EXERCISE DESCRIPTION: Below, find each line holding "React" and state how many there are, using the number alone.

GIVEN RECORDS:
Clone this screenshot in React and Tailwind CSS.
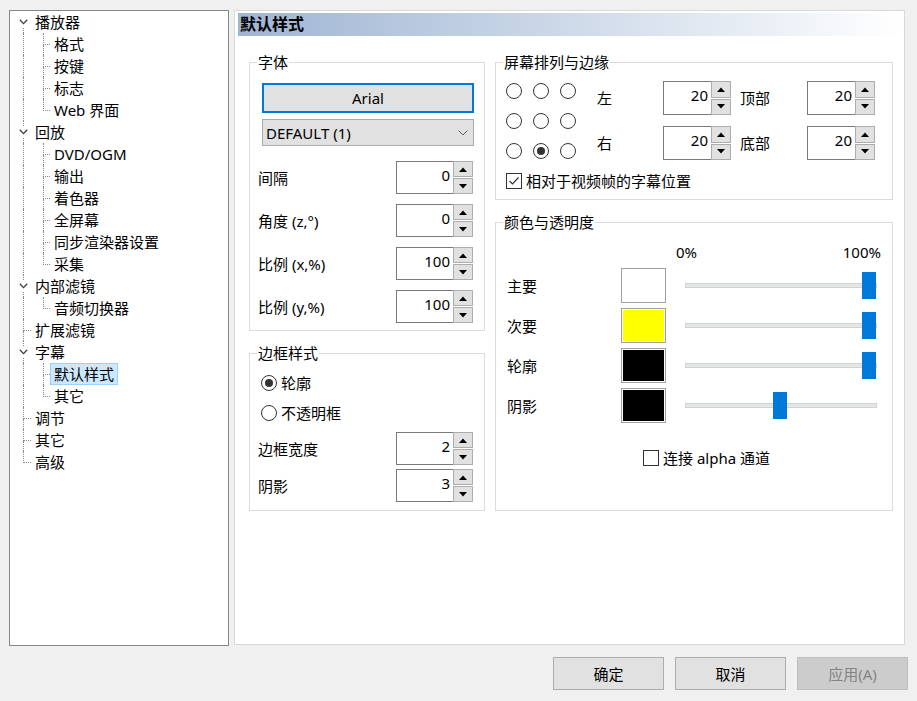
import React from "react";

const FONT = "font-['Noto_Sans','Noto_Sans_CJK_SC',sans-serif]";

const treeRows = [
  { t: "播放器", kind: "exp", first: true },
  { t: "格式", kind: "child" },
  { t: "按键", kind: "child" },
  { t: "标志", kind: "child" },
  { t: "Web 界面", kind: "child", last: true },
  { t: "回放", kind: "exp" },
  { t: "DVD/OGM", kind: "child" },
  { t: "输出", kind: "child" },
  { t: "着色器", kind: "child" },
  { t: "全屏幕", kind: "child" },
  { t: "同步渲染器设置", kind: "child" },
  { t: "采集", kind: "child", last: true },
  { t: "内部滤镜", kind: "exp" },
  { t: "音频切换器", kind: "child", last: true },
  { t: "扩展滤镜", kind: "leaf" },
  { t: "字幕", kind: "exp" },
  { t: "默认样式", kind: "child", sel: true },
  { t: "其它", kind: "child", last: true },
  { t: "调节", kind: "leaf" },
  { t: "其它", kind: "leaf" },
  { t: "高级", kind: "leaf", last: true },
];

function Chevron() {
  return (
    <svg width="9" height="6" viewBox="0 0 9 6">
      <path d="M0.8 0.8 L4.5 4.6 L8.2 0.8" fill="none" stroke="#3c3c3c" strokeWidth="1.3" />
    </svg>
  );
}

function TreeRow({ row }) {
  let cellA;
  if (row.kind === "exp") {
    cellA = (
      <div className="w-[21px] h-full flex flex-col shrink-0">
        <div className={row.first ? "h-[5px]" : "h-[5px] ml-[13px] border-l border-dotted border-[#8a8a8a]"} />
        <div className="h-[12px] flex items-center pl-[9px]">
          <Chevron />
        </div>
        <div className="h-[5px] ml-[13px] border-l border-dotted border-[#8a8a8a]" />
      </div>
    );
  } else if (row.kind === "leaf") {
    cellA = (
      <div className="w-[21px] h-full flex flex-col shrink-0">
        <div className="h-[12px] ml-[13px] border-l border-b border-dotted border-[#8a8a8a]" />
        <div className={row.last ? "h-[10px]" : "h-[10px] ml-[13px] border-l border-dotted border-[#8a8a8a]"} />
      </div>
    );
  } else {
    cellA = (
      <div className="w-[21px] h-full flex shrink-0">
        <div className="h-full ml-[13px] border-l border-dotted border-[#8a8a8a]" />
      </div>
    );
  }
  return (
    <div className="h-[22px] flex items-stretch">
      {cellA}
      {row.kind === "child" && (
        <div className="w-[19px] h-full flex flex-col shrink-0">
          <div className="h-[12px] ml-[12px] border-l border-b border-dotted border-[#8a8a8a]" />
          <div className={row.last ? "h-[10px]" : "h-[10px] ml-[12px] border-l border-dotted border-[#8a8a8a]"} />
        </div>
      )}
      <div
        className={
          row.sel
            ? "px-[3px] h-[22px] leading-[20px] border border-[#99d1ff] bg-[#cce8ff] whitespace-nowrap"
            : "px-[4px] h-[22px] leading-[22px] whitespace-nowrap"
        }
      >
        {row.t}
      </div>
    </div>
  );
}

function Tri({ up }) {
  return (
    <svg width="8" height="5" viewBox="0 0 8 5">
      {up ? <path d="M0 5 L4 0.5 L8 5 Z" fill="#000" /> : <path d="M0 0 L4 4.5 L8 0 Z" fill="#000" />}
    </svg>
  );
}

function Spin({ value, w = "w-[77px]", h = "h-[33px]" }) {
  return (
    <div className={`flex ${w} ${h} shrink-0`}>
      <div className="flex-1 border border-r-0 border-[#7a7a7a] bg-white text-right pr-[3px] pt-[3px] leading-[20px]">
        {value}
      </div>
      <div className="w-[20px] flex flex-col gap-[1px]">
        <div className="flex-1 border border-[#adadad] bg-[#e1e1e1] flex items-center justify-center">
          <Tri up />
        </div>
        <div className="flex-1 border border-[#adadad] bg-[#e1e1e1] flex items-center justify-center">
          <Tri />
        </div>
      </div>
    </div>
  );
}

function Radio({ on }) {
  return (
    <div className="w-[16px] h-[16px] rounded-full border border-[#333] bg-white flex items-center justify-center shrink-0">
      {on && <div className="w-[8px] h-[8px] rounded-full bg-[#333]" />}
    </div>
  );
}

function Check({ on }) {
  return (
    <div className="w-[16px] h-[16px] border border-[#333] bg-white shrink-0 flex items-center justify-center">
      {on && (
        <svg width="14" height="14" viewBox="0 0 14 14">
          <path d="M2.5 7 L5.5 10 L11.5 3.5" fill="none" stroke="#333" strokeWidth="1.2" />
        </svg>
      )}
    </div>
  );
}

function Group({ title, children, className = "" }) {
  return (
    <fieldset className={`border border-[#dcdcdc] ${className}`}>
      <legend className="ml-[7px] px-[1px] leading-[20px]">{title}</legend>
      {children}
    </fieldset>
  );
}

function SpinRow({ label, value }) {
  return (
    <div className="h-[33px] flex items-center justify-between pl-[8px] pr-[11px]">
      <span className="leading-[20px]">{label}</span>
      <Spin value={value} />
    </div>
  );
}

function ColorRow({ label, color, pos }) {
  return (
    <div className="h-[35px] flex items-center pl-[11px]">
      <div className="w-[114px] leading-[20px]">{label}</div>
      <div className="w-[45px] h-[35px] border border-[#a0a0a0] bg-white p-[1px]">
        <div className={`w-full h-full ${color}`} />
      </div>
      <div className="ml-[19px] w-[192px] h-[27px] relative flex items-center">
        <div className="w-full h-[5px] bg-[#e3e6e6] border border-[#d3d3d3]" />
        <div className={`absolute top-0 ${pos} w-[14px] h-[27px] bg-[#0078d7]`} />
      </div>
    </div>
  );
}

export default function App() {
  return (
    <div className={`w-[917px] h-[701px] bg-[#f0f0f0] text-[15px] text-black ${FONT} overflow-hidden`}>
      <div className="flex items-start pt-[10px] pl-[9px] gap-[5px]">
        {/* Tree */}
        <div className="w-[220px] h-[636px] border border-[#828790] bg-white">
          {treeRows.map((r, i) => (
            <TreeRow key={i} row={r} />
          ))}
        </div>

        {/* Main panel */}
        <div className="w-[671px] h-[635px] border border-[#d9d9d9] bg-white">
          <div className="mt-[2px] ml-[3px] w-[665px] h-[23px] bg-linear-to-r from-[#9fb5d3] to-white">
            <div className="pl-[2px] leading-[23px] text-[16px] font-bold">默认样式</div>
          </div>

          <div className="flex gap-[10px] pl-[14px] mt-[16px]">
            {/* left column */}
            <div className="w-[236px] flex flex-col gap-[12px]">
              <Group title="字体">
                <div className="pt-[11px] pb-[7px]">
                  <div className="ml-[12px] w-[212px] h-[30px] border-2 border-[#0078d7] bg-[#e1e1e1] text-center leading-[26px]">
                    Arial
                  </div>
                  <div className="mt-[6px] ml-[12px] w-[212px] h-[27px] border border-[#adadad] bg-[#e1e1e1] flex items-center justify-between pl-[3px] pr-[5px]">
                    <span className="leading-[20px]">DEFAULT (1)</span>
                    <svg width="10" height="6" viewBox="0 0 10 6">
                      <path d="M0.5 0.5 L5 5 L9.5 0.5" fill="none" stroke="#606060" strokeWidth="1" />
                    </svg>
                  </div>
                  <div className="mt-[15px] flex flex-col gap-[10px]">
                    <SpinRow label="间隔" value="0" />
                    <SpinRow label="角度 (z,°)" value="0" />
                    <SpinRow label="比例 (x,%)" value="100" />
                    <SpinRow label="比例 (y,%)" value="100" />
                  </div>
                </div>
              </Group>

              <Group title="边框样式">
                <div className="pt-[10px] pb-[8px] flex flex-col">
                  <div className="h-[20px] flex items-center pl-[11px] gap-[4px]">
                    <Radio on />
                    <span className="leading-[20px]">轮廓</span>
                  </div>
                  <div className="mt-[10px] h-[20px] flex items-center pl-[11px] gap-[4px]">
                    <Radio />
                    <span className="leading-[20px]">不透明框</span>
                  </div>
                  <div className="mt-[9px]">
                    <SpinRow label="边框宽度" value="2" />
                  </div>
                  <div className="mt-[4px]">
                    <SpinRow label="阴影" value="3" />
                  </div>
                </div>
              </Group>
            </div>

            {/* right column */}
            <div className="w-[398px] flex flex-col gap-[12px]">
              <Group title="屏幕排列与边缘">
                <div className="pt-[9px] pb-[8px] pl-[10px]">
                  <div className="flex items-start">
                    <div className="mt-[2px] grid grid-cols-[16px_16px_16px] gap-x-[11px] gap-y-[14px]">
                      <Radio />
                      <Radio />
                      <Radio />
                      <Radio />
                      <Radio />
                      <Radio />
                      <Radio />
                      <Radio on />
                      <Radio />
                    </div>
                    <div className="ml-[21px] grid grid-cols-[66px_68px_76px_68px] grid-rows-[34px_34px] gap-y-[11px] items-center">
                      <span className="leading-[20px]">左</span>
                      <Spin value="20" w="w-[68px]" h="h-[34px]" />
                      <span className="pl-[9px] leading-[20px]">顶部</span>
                      <Spin value="20" w="w-[68px]" h="h-[34px]" />
                      <span className="leading-[20px]">右</span>
                      <Spin value="20" w="w-[68px]" h="h-[34px]" />
                      <span className="pl-[9px] leading-[20px]">底部</span>
                      <Spin value="20" w="w-[68px]" h="h-[34px]" />
                    </div>
                  </div>
                  <div className="mt-[11px] h-[20px] flex items-center gap-[4px]">
                    <Check on />
                    <span className="leading-[20px]">相对于视频帧的字幕位置</span>
                  </div>
                </div>
              </Group>

              <Group title="颜色与透明度">
                <div className="pt-[10px] pb-[42px]">
                  <div className="ml-[180px] w-[205px] h-[20px] flex justify-between leading-[20px]">
                    <span>0%</span>
                    <span>100%</span>
                  </div>
                  <div className="mt-[6px] flex flex-col gap-[5px]">
                    <ColorRow label="主要" color="bg-white" pos="left-[177px]" />
                    <ColorRow label="次要" color="bg-[#ffff00]" pos="left-[177px]" />
                    <ColorRow label="轮廓" color="bg-black" pos="left-[177px]" />
                    <ColorRow label="阴影" color="bg-black" pos="left-[88px]" />
                  </div>
                  <div className="mt-[25px] pl-[147px] h-[20px] flex items-center gap-[4px]">
                    <Check />
                    <span className="leading-[20px]">连接 alpha 通道</span>
                  </div>
                </div>
              </Group>
            </div>
          </div>
        </div>
      </div>

      {/* Buttons */}
      <div className="mt-[11px] flex justify-end gap-[11px] pr-[9px]">
        <div className="w-[111px] h-[33px] border border-[#adadad] bg-[#e1e1e1] flex items-center justify-center leading-[20px]">
          确定
        </div>
        <div className="w-[111px] h-[33px] border border-[#adadad] bg-[#e1e1e1] flex items-center justify-center leading-[20px]">
          取消
        </div>
        <div className="w-[111px] h-[33px] border border-[#bfbfbf] bg-[#cccccc] text-[#838383] flex items-center justify-center leading-[20px]">
          应用(A)
        </div>
      </div>
    </div>
  );
}
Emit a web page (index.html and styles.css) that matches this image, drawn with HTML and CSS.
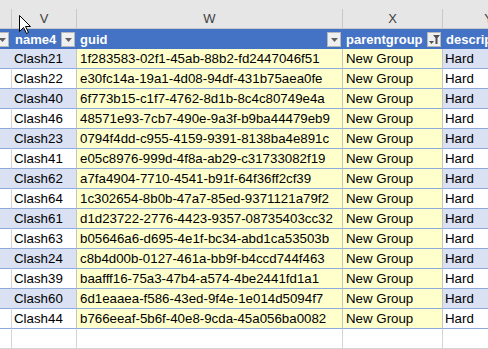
FILE: index.html
```html
<!DOCTYPE html>
<html>
<head>
<meta charset="utf-8">
<link rel="stylesheet" href="styles.css">
</head>
<body>
<div class="sheet">
  <div class="row colheads">
    <div class="ch"></div>
    <div class="ch">V</div>
    <div class="ch">W</div>
    <div class="ch">X</div>
    <div class="ch last">Y</div>
  </div>
  <div class="row thead">
    <div class="th"><span class="btn"><svg width="7" height="4" viewBox="0 0 7 4"><path d="M0 0H7L3.5 4Z" fill="#606060"/></svg></span></div>
    <div class="th"><span class="lbl">name4</span><span class="btn"><svg width="7" height="4" viewBox="0 0 7 4"><path d="M0 0H7L3.5 4Z" fill="#606060"/></svg></span></div>
    <div class="th"><span class="lbl">guid</span><span class="btn"><svg width="7" height="4" viewBox="0 0 7 4"><path d="M0 0H7L3.5 4Z" fill="#606060"/></svg></span></div>
    <div class="th"><span class="lbl">parentgroup</span><span class="btn"><svg width="11" height="10" viewBox="0 0 11 10"><path d="M4 0H11L8.5 3V9H6.5V3Z" fill="#505050"/><path d="M0 6H5L2.5 9Z" fill="#505050"/></svg></span></div>
    <div class="th last"><span class="lbl">descrip</span></div>
  </div>
  <div class="row band"><div class="c"></div><div class="c">Clash21</div><div class="c y">1f283583-02f1-45ab-88b2-fd2447046f51</div><div class="c y">New Group</div><div class="c">Hard</div></div>
  <div class="row"><div class="c"></div><div class="c">Clash22</div><div class="c y">e30fc14a-19a1-4d08-94df-431b75aea0fe</div><div class="c y">New Group</div><div class="c">Hard</div></div>
  <div class="row band"><div class="c"></div><div class="c">Clash40</div><div class="c y">6f773b15-c1f7-4762-8d1b-8c4c80749e4a</div><div class="c y">New Group</div><div class="c">Hard</div></div>
  <div class="row"><div class="c"></div><div class="c">Clash46</div><div class="c y">48571e93-7cb7-490e-9a3f-b9ba44479eb9</div><div class="c y">New Group</div><div class="c">Hard</div></div>
  <div class="row band"><div class="c"></div><div class="c">Clash23</div><div class="c y">0794f4dd-c955-4159-9391-8138ba4e891c</div><div class="c y">New Group</div><div class="c">Hard</div></div>
  <div class="row"><div class="c"></div><div class="c">Clash41</div><div class="c y">e05c8976-999d-4f8a-ab29-c31733082f19</div><div class="c y">New Group</div><div class="c">Hard</div></div>
  <div class="row band"><div class="c"></div><div class="c">Clash62</div><div class="c y">a7fa4904-7710-4541-b91f-64f36ff2cf39</div><div class="c y">New Group</div><div class="c">Hard</div></div>
  <div class="row"><div class="c"></div><div class="c">Clash64</div><div class="c y">1c302654-8b0b-47a7-85ed-9371121a79f2</div><div class="c y">New Group</div><div class="c">Hard</div></div>
  <div class="row band"><div class="c"></div><div class="c">Clash61</div><div class="c y">d1d23722-2776-4423-9357-08735403cc32</div><div class="c y">New Group</div><div class="c">Hard</div></div>
  <div class="row"><div class="c"></div><div class="c">Clash63</div><div class="c y">b05646a6-d695-4e1f-bc34-abd1ca53503b</div><div class="c y">New Group</div><div class="c">Hard</div></div>
  <div class="row band"><div class="c"></div><div class="c">Clash24</div><div class="c y">c8b4d00b-0127-461a-bb9f-b4ccd744f463</div><div class="c y">New Group</div><div class="c">Hard</div></div>
  <div class="row"><div class="c"></div><div class="c">Clash39</div><div class="c y">baafff16-75a3-47b4-a574-4be2441fd1a1</div><div class="c y">New Group</div><div class="c">Hard</div></div>
  <div class="row band"><div class="c"></div><div class="c">Clash60</div><div class="c y">6d1eaaea-f586-43ed-9f4e-1e014d5094f7</div><div class="c y">New Group</div><div class="c">Hard</div></div>
  <div class="row"><div class="c"></div><div class="c">Clash44</div><div class="c y">b766eeaf-5b6f-40e8-9cda-45a056ba0082</div><div class="c y">New Group</div><div class="c">Hard</div></div>
  <div class="row empty"><div class="c"></div><div class="c"></div><div class="c"></div><div class="c"></div><div class="c"></div></div>
  <svg class="cursor" width="13" height="20" viewBox="0 0 13 20"><path d="M0.5 0.5V16.5L4.5 12.5L7.5 18.5L9.5 17.5L6.5 11.5H11.5Z" fill="#fff" stroke="#000" stroke-width="1" stroke-linejoin="miter"/></svg>
</div>
</body>
</html>
```
FILE: styles.css
```css
html, body {
  margin: 0;
  padding: 0;
  background: #ffffff;
}
.sheet {
  position: relative;
  width: 488px;
  height: 349px;
  overflow: hidden;
  font-family: "Liberation Sans", Arial, sans-serif;
}
.row {
  display: grid;
  grid-template-columns: 12px 65px 266px 100px 92px;
  width: 535px;
}
.colheads {
  height: 29px;
  background: #e6e6e6;
  border-bottom: 1px solid #c8c8c8;
  box-sizing: border-box;
}
.ch {
  margin-top: 9px;
  height: 19px;
  line-height: 19px;
  border-right: 1px solid #c8c8c8;
  text-align: center;
  font-size: 13px;
  color: #404040;
}
.thead {
  height: 20px;
  background: #4472c4;
}
.th {
  display: flex;
  align-items: center;
  justify-content: space-between;
  padding-left: 3px;
  padding-right: 2px;
  min-width: 0;
  overflow: hidden;
  white-space: nowrap;
  color: #ffffff;
  font-weight: bold;
  font-size: 13px;
}
.th:first-child {
  justify-content: flex-end;
  padding: 0 3px 0 0;
}
.th.last {
  padding-left: 3px;
}
.btn {
  flex: none;
  width: 14px;
  height: 15px;
  background: #f0f0f0;
  border: 1px solid #b8b8b8;
  box-sizing: border-box;
  display: flex;
  align-items: center;
  justify-content: center;
  padding-top: 2px;
}
.row:not(.colheads):not(.thead) {
  height: 20px;
}
.c {
  height: 20px;
  box-sizing: border-box;
  border-bottom: 1px solid #8ea9db;
  border-right: 1px solid #d4d4d4;
  padding-left: 2px;
  font-size: 13.3px;
  line-height: 19px;
  color: #000000;
  white-space: nowrap;
  overflow: hidden;
}
.band .c {
  background: #d9e1f2;
  border-right-color: #d9e1f2;
}
.c.y,
.band .c.y {
  background: #ffffcc;
  border-right-color: #c4c4c4;
  border-left: 1px solid #c4c4c4;
  margin-left: -1px;
  padding-left: 3px;
}
.empty .c {
  border-bottom-color: #d4d4d4;
  border-right-color: #d4d4d4;
}
.cursor {
  position: absolute;
  left: 19px;
  top: 15px;
}
```
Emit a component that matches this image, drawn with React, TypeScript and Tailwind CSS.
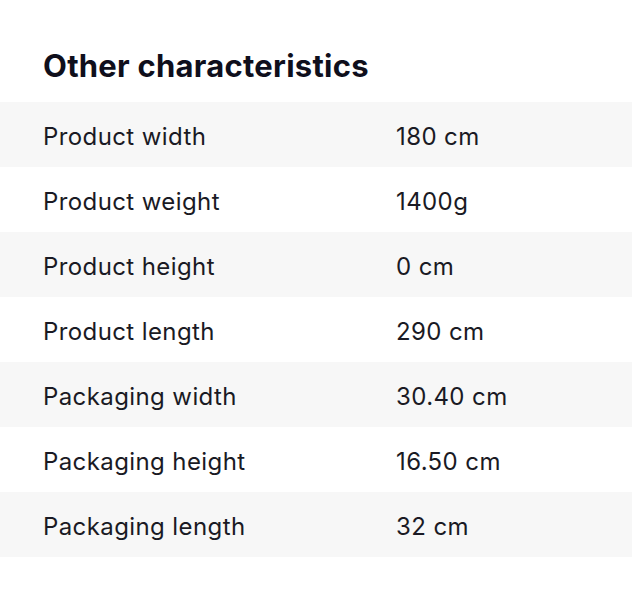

REPLY TO THE TASK: 3